Source material:
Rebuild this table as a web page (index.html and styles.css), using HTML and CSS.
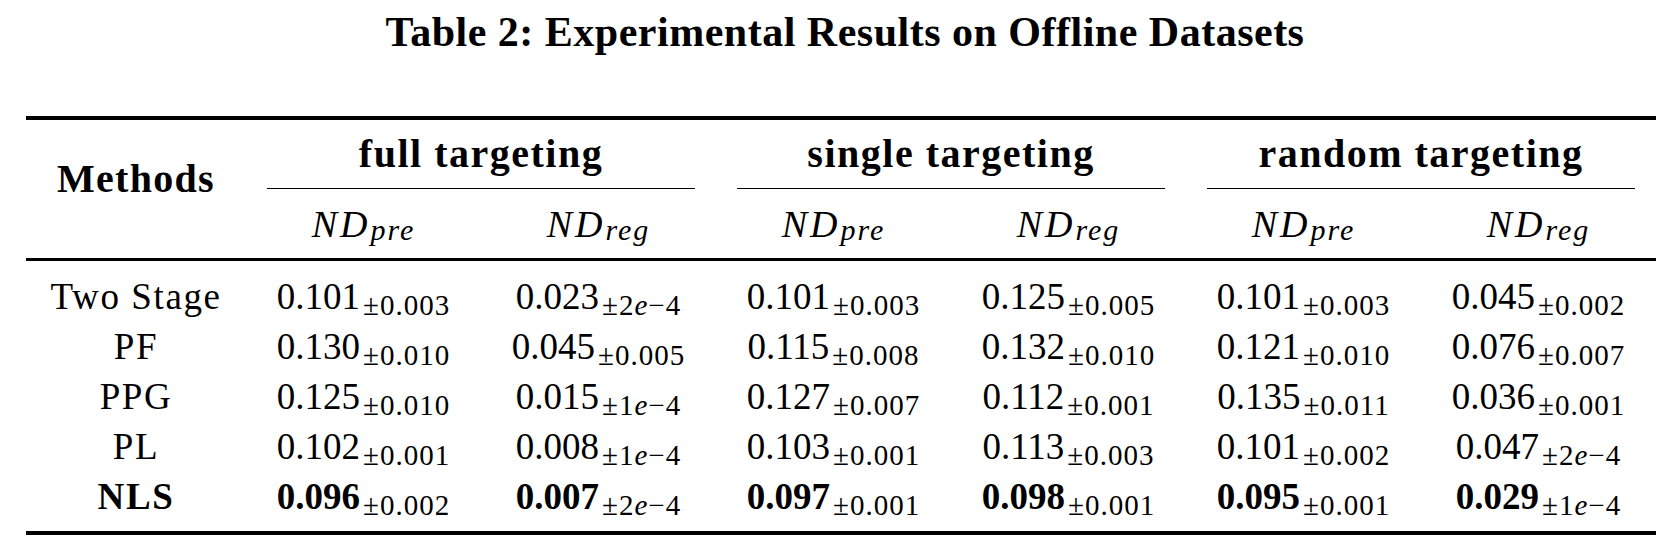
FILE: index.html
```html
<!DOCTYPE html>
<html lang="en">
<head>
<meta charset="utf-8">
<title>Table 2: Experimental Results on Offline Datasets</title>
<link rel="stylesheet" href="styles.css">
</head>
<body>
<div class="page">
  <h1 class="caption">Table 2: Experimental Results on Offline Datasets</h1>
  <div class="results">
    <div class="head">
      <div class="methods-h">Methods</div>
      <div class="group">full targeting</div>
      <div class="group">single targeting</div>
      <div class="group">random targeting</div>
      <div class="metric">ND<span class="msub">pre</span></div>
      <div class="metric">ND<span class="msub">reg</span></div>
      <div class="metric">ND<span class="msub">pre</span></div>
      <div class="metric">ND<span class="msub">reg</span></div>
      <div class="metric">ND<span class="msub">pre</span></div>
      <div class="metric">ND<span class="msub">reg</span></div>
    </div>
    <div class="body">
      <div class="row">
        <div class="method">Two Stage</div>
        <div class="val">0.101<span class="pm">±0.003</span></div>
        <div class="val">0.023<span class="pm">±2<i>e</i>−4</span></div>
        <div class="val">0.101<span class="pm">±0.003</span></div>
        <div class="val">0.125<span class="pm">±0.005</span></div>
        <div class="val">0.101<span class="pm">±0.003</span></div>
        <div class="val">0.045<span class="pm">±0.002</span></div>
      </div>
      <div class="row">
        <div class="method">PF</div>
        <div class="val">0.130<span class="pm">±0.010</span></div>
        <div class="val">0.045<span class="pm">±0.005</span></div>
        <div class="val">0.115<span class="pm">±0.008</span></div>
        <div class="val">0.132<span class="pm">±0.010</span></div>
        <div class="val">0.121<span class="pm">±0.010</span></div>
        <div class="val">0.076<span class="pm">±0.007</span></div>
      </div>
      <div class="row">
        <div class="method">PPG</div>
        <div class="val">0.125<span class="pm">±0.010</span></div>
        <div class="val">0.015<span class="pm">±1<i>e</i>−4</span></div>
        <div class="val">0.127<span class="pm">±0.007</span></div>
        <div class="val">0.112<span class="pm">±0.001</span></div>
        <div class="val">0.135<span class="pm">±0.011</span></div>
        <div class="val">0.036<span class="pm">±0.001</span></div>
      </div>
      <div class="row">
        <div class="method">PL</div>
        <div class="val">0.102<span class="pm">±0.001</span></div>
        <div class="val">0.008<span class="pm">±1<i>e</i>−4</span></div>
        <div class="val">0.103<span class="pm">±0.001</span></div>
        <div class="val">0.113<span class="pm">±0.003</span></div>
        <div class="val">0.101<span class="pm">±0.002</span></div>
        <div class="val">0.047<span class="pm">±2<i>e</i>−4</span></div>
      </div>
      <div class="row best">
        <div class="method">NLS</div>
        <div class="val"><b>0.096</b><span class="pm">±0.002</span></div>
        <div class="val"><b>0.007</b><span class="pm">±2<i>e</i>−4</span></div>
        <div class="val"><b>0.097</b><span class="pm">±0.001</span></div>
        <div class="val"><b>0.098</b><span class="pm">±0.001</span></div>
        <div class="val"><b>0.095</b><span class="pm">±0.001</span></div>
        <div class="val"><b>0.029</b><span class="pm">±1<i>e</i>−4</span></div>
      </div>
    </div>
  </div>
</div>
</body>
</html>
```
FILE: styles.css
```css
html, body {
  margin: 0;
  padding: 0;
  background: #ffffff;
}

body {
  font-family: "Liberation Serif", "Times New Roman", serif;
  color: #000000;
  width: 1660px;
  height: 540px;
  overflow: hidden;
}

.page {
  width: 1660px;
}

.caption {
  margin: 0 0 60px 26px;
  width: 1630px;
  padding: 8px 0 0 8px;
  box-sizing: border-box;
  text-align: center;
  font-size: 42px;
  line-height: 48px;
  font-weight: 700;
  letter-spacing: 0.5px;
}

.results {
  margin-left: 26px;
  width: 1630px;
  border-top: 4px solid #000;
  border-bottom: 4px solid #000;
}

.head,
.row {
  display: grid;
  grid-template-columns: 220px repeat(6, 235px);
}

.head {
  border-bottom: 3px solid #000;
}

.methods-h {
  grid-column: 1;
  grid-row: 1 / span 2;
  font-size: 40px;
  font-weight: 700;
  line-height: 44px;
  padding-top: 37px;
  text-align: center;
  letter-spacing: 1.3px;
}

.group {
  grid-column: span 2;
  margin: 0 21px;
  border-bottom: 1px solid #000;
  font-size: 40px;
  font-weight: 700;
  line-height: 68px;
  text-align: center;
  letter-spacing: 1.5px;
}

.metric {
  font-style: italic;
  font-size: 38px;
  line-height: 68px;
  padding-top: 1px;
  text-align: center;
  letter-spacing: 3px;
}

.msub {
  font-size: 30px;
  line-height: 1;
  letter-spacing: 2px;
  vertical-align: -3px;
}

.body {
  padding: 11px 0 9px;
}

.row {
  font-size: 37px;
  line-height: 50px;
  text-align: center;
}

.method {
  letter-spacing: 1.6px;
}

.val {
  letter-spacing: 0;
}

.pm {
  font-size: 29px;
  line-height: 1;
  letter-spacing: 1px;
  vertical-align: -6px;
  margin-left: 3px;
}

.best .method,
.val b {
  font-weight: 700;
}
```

What is being asked:
Output all of the data exactly as it stands, minus any images.

Problem solution:
Rebuild this table as a web page (index.html and styles.css), using HTML and CSS.
FILE: index.html
```html
<!DOCTYPE html>
<html lang="en">
<head>
<meta charset="utf-8">
<title>Table 2: Experimental Results on Offline Datasets</title>
<link rel="stylesheet" href="styles.css">
</head>
<body>
<div class="page">
  <h1 class="caption">Table 2: Experimental Results on Offline Datasets</h1>
  <div class="results">
    <div class="head">
      <div class="methods-h">Methods</div>
      <div class="group">full targeting</div>
      <div class="group">single targeting</div>
      <div class="group">random targeting</div>
      <div class="metric">ND<span class="msub">pre</span></div>
      <div class="metric">ND<span class="msub">reg</span></div>
      <div class="metric">ND<span class="msub">pre</span></div>
      <div class="metric">ND<span class="msub">reg</span></div>
      <div class="metric">ND<span class="msub">pre</span></div>
      <div class="metric">ND<span class="msub">reg</span></div>
    </div>
    <div class="body">
      <div class="row">
        <div class="method">Two Stage</div>
        <div class="val">0.101<span class="pm">±0.003</span></div>
        <div class="val">0.023<span class="pm">±2<i>e</i>−4</span></div>
        <div class="val">0.101<span class="pm">±0.003</span></div>
        <div class="val">0.125<span class="pm">±0.005</span></div>
        <div class="val">0.101<span class="pm">±0.003</span></div>
        <div class="val">0.045<span class="pm">±0.002</span></div>
      </div>
      <div class="row">
        <div class="method">PF</div>
        <div class="val">0.130<span class="pm">±0.010</span></div>
        <div class="val">0.045<span class="pm">±0.005</span></div>
        <div class="val">0.115<span class="pm">±0.008</span></div>
        <div class="val">0.132<span class="pm">±0.010</span></div>
        <div class="val">0.121<span class="pm">±0.010</span></div>
        <div class="val">0.076<span class="pm">±0.007</span></div>
      </div>
      <div class="row">
        <div class="method">PPG</div>
        <div class="val">0.125<span class="pm">±0.010</span></div>
        <div class="val">0.015<span class="pm">±1<i>e</i>−4</span></div>
        <div class="val">0.127<span class="pm">±0.007</span></div>
        <div class="val">0.112<span class="pm">±0.001</span></div>
        <div class="val">0.135<span class="pm">±0.011</span></div>
        <div class="val">0.036<span class="pm">±0.001</span></div>
      </div>
      <div class="row">
        <div class="method">PL</div>
        <div class="val">0.102<span class="pm">±0.001</span></div>
        <div class="val">0.008<span class="pm">±1<i>e</i>−4</span></div>
        <div class="val">0.103<span class="pm">±0.001</span></div>
        <div class="val">0.113<span class="pm">±0.003</span></div>
        <div class="val">0.101<span class="pm">±0.002</span></div>
        <div class="val">0.047<span class="pm">±2<i>e</i>−4</span></div>
      </div>
      <div class="row best">
        <div class="method">NLS</div>
        <div class="val"><b>0.096</b><span class="pm">±0.002</span></div>
        <div class="val"><b>0.007</b><span class="pm">±2<i>e</i>−4</span></div>
        <div class="val"><b>0.097</b><span class="pm">±0.001</span></div>
        <div class="val"><b>0.098</b><span class="pm">±0.001</span></div>
        <div class="val"><b>0.095</b><span class="pm">±0.001</span></div>
        <div class="val"><b>0.029</b><span class="pm">±1<i>e</i>−4</span></div>
      </div>
    </div>
  </div>
</div>
</body>
</html>
```
FILE: styles.css
```css
html, body {
  margin: 0;
  padding: 0;
  background: #ffffff;
}

body {
  font-family: "Liberation Serif", "Times New Roman", serif;
  color: #000000;
  width: 1660px;
  height: 540px;
  overflow: hidden;
}

.page {
  width: 1660px;
}

.caption {
  margin: 0 0 60px 26px;
  width: 1630px;
  padding: 8px 0 0 8px;
  box-sizing: border-box;
  text-align: center;
  font-size: 42px;
  line-height: 48px;
  font-weight: 700;
  letter-spacing: 0.5px;
}

.results {
  margin-left: 26px;
  width: 1630px;
  border-top: 4px solid #000;
  border-bottom: 4px solid #000;
}

.head,
.row {
  display: grid;
  grid-template-columns: 220px repeat(6, 235px);
}

.head {
  border-bottom: 3px solid #000;
}

.methods-h {
  grid-column: 1;
  grid-row: 1 / span 2;
  font-size: 40px;
  font-weight: 700;
  line-height: 44px;
  padding-top: 37px;
  text-align: center;
  letter-spacing: 1.3px;
}

.group {
  grid-column: span 2;
  margin: 0 21px;
  border-bottom: 1px solid #000;
  font-size: 40px;
  font-weight: 700;
  line-height: 68px;
  text-align: center;
  letter-spacing: 1.5px;
}

.metric {
  font-style: italic;
  font-size: 38px;
  line-height: 68px;
  padding-top: 1px;
  text-align: center;
  letter-spacing: 3px;
}

.msub {
  font-size: 30px;
  line-height: 1;
  letter-spacing: 2px;
  vertical-align: -3px;
}

.body {
  padding: 11px 0 9px;
}

.row {
  font-size: 37px;
  line-height: 50px;
  text-align: center;
}

.method {
  letter-spacing: 1.6px;
}

.val {
  letter-spacing: 0;
}

.pm {
  font-size: 29px;
  line-height: 1;
  letter-spacing: 1px;
  vertical-align: -6px;
  margin-left: 3px;
}

.best .method,
.val b {
  font-weight: 700;
}
```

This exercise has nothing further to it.